Comment le MEN s’est défendu
Au total, ce sont 19 réponses qui ont été rapportées par la Cour des comptes dans son rapport. Le MEN a donné des explications sur le cadrage budgétaire, l’origine du chevauchement des missions lors de la mise en œuvre et la révision du document du PU. La version du ministère s’appuie sur plusieurs arguments. D’abord, pour le département qui était sous la responsabilité d’Ahmed Akhchichine, la hausse du budget alloué au PU est «liée à la hausse des objectifs quantitatifs. Il a noté à cet égard que cette augmentation a fait l’objet de négociation avec le ministère de l’Économie et des finances (MEF) pendant le processus d’élaboration de la Loi de finances», indique la réponse du ministère de l’Éducation nationale. C’est la 2e fois que la responsabilité solidaire du département des Finances est évoquée dans le rapport après que la cour a mentionné dans son argumentaire que l’argentier du pays est l’ordonnateur crucial.
Le MEN a voulu aussi changer l’avis des magistrats sur leur appréciation de la réduction de la durée du PU de 48 mois à 30 mois à cause de la période consacrée au recadrage. «Pendant la phase de recadrage, plusieurs projets ont continué à être déployés sans aucune interruption, 24 mois (2010 et 2011) est la durée réelle d’exécution des projets du PU», précise l’argumentaire du ministère qui ajoute que l’année 2009 est considérée comme une année d’expérimentation et de recadrage des projets avec le lancement des projets d’infrastructure, notamment les constructions, la réhabilitation et l’appui social.

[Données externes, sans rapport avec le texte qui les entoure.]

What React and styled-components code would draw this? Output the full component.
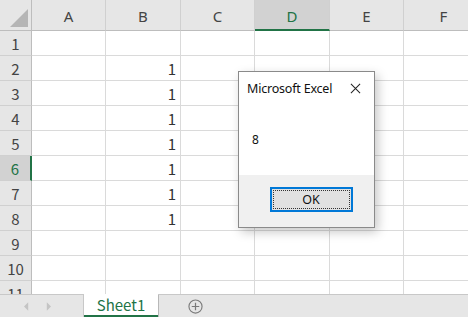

Par contre, l’année 2012 a connu l’arrêt effectif de plusieurs projets du PU. Pour minimiser l’impact de l’hypertrophie des organes chargés de la mise en œuvre du programme d’urgence, la défense du ministère a voulu être moins catégorique. «Le management des projets par des responsables administratifs présente lui aussi des contraintes», reconnaît cette fois le ministère.
Au niveau des AREF, le manque de compétences (responsables et cadres) a contraint certains directeurs des académies régionales à nommer une personne justifiant des qualifications et de l’expertise requise pour gérer plusieurs projets en même temps. «La mobilité des chefs de projets est un constat normal dans une structure composée de plus de 2.500 chefs de projet. En plus, les coordonnateurs au niveau national, les coordonnateurs régionaux et les chefs de pôles se sont engagés à garantir la continuité du portefeuille», selon le ministère. Il faut dire que les rapports couvrent la réalisation de certaines actions non prévues dans les fiches de recadrage des projets. Cette situation rend difficile de faire un bilan exhaustif du P.U. Sur cette remarque, le MEN a indiqué qu’effectivement la planification initiale des projets, indiquée dans les fiches de cadrage, a connu une modification au cours de l’exécution. «Ceci est expliqué par le besoin de mettre à jour le plan initial du projet en fonction des spécificités régionales et suite à la négociation tenue entre l’administration centrale et les AREF dans le cadre des conférences budgétaires annuelles».
Quelles suites ?
Les faits relevés par la Cour des comptes signifient que la hausse anormale du budget du PU a profité de lignes de financement qui n’auraient pas dû être autorisées. Dans une certaine mesure, ces faits tombent sous le coup de la loi pénale puisqu’il s’agit de dilapidation de deniers publics. Les poursuites relèvent, quant à elles, de la compétence exclusive du parquet général. Le dernier bilan présenté par Mustpha El Khalfi, le 18 décembre à la Chambre des conseillers, indique que sur la base de 115 rapports élaborés par la Cour des comptes, 28 poursuites judiciaires ont été engagées. C’est pour dire que l’évaluation du plan d’urgence se décline en deux pistes : La piste de la responsabilité politique et celle de l’inculpation pénale, qui sont complémentaires, certes, mais totalement différentes.